An even more interesting experience occurred to me when I was once making a kashrus inspection at an ice cream plant. A worker there asked me where I was from, and then informed me that he used to attend a Reform Temple two blocks from my house! I was surprised, not expecting to find a Jew in the plant. However, it turned out that he was not Jewish at all, but had stopped attending church after rejecting its beliefs. Now he was concerned because he had stopped attending the Reform Temple that was far from his house. I discussed with him the religious beliefs and observances of Bnei Noach, explaining that they must be meticulously honest in all their business dealings, just like Jews. I told him that Hashem gave mitzvos both to the Jews and to the non-Jews, and that Judaism is the only major religion that does not claim a monopoly on heaven. Non-Jews too merit olam habah if they observe their mitzvos.
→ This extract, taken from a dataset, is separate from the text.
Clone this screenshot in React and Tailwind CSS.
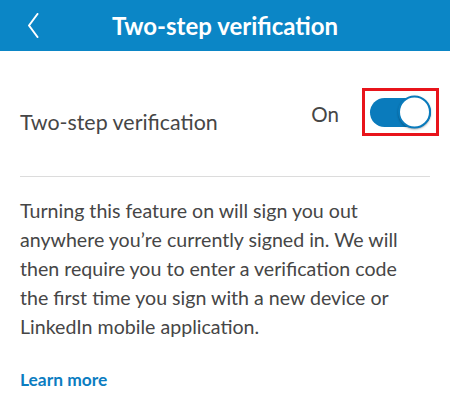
export default function App() {
  return (
    <div className="w-[450px] h-[404px] bg-white overflow-hidden" style={{ fontFamily: "'Lato', 'Open Sans', sans-serif" }}>
      <header className="relative h-[51px] bg-[#0b86c6] flex items-center justify-center">
        <svg className="absolute left-[27px] top-[13px]" width="12" height="25" viewBox="0 0 12 25" fill="none">
          <path d="M10.5 1 L2 12.5 L10.5 24" stroke="white" strokeWidth="2" strokeLinecap="round" strokeLinejoin="round" />
        </svg>
        <h1 className="text-white font-bold text-[24px] leading-none">Two-step verification</h1>
      </header>
      <div className="px-5">
        <div className="h-[126px] flex items-start border-b border-[#dcdcdc]">
          <span className="mt-[58px] text-[21.4px] leading-[26px] text-[#464646]">Two-step verification</span>
          <div className="ml-auto mr-[-9px] mt-[37px] flex items-center">
            <span className="text-[20.5px] leading-[24px] text-[#464646] mr-[23px] mt-[3px]">On</span>
            <div className="w-[77px] h-[48px] border-[3px] border-[#e8141b] flex items-center justify-center">
              <div className="relative w-[61px] h-[29px] rounded-full bg-[#0a7bbc]">
                <div className="absolute right-0 top-1/2 -translate-y-1/2 w-[33px] h-[33px] rounded-full bg-white border-[2px] border-[#0a7bbc] shadow-[0_1px_2px_rgba(0,0,0,0.3)]" />
              </div>
            </div>
          </div>
        </div>
        <p className="mt-[19px] text-[19.6px] leading-[29px] text-[#464646]">
          Turning this feature on will sign you out anywhere you’re currently signed in. We will then require you to enter a verification code the first time you sign with a new device or LinkedIn mobile application.
        </p>
        <a className="block mt-[27px] text-[17.4px] leading-[24px] font-bold text-[#0b7dc1]">Learn more</a>
      </div>
    </div>
  );
}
Over the years I have noticed that many churchgoing gentiles in the United States have rejected the spurious and strange tenets of Christianity. What they have accepted is that Hashem appeared to Moshe and the Jewish people at Sinai and commanded us about His Mitzvos. This belief is vital for a non-Jew to qualify as Chasidei Umos HaOlam – he must accept that the commandments of bnei Noach were commanded to Moshe (Rambam, Hilchos Melachim 8:11).
As Jews, we do not proselytize to gentiles, nor seek converts. However, when we meet sincere non-Jews, we should direct them correctly in their quest for truth through introducing them to the Seven Mitzvos of Bnei Noach (see Tosafos, Chagigah 13a).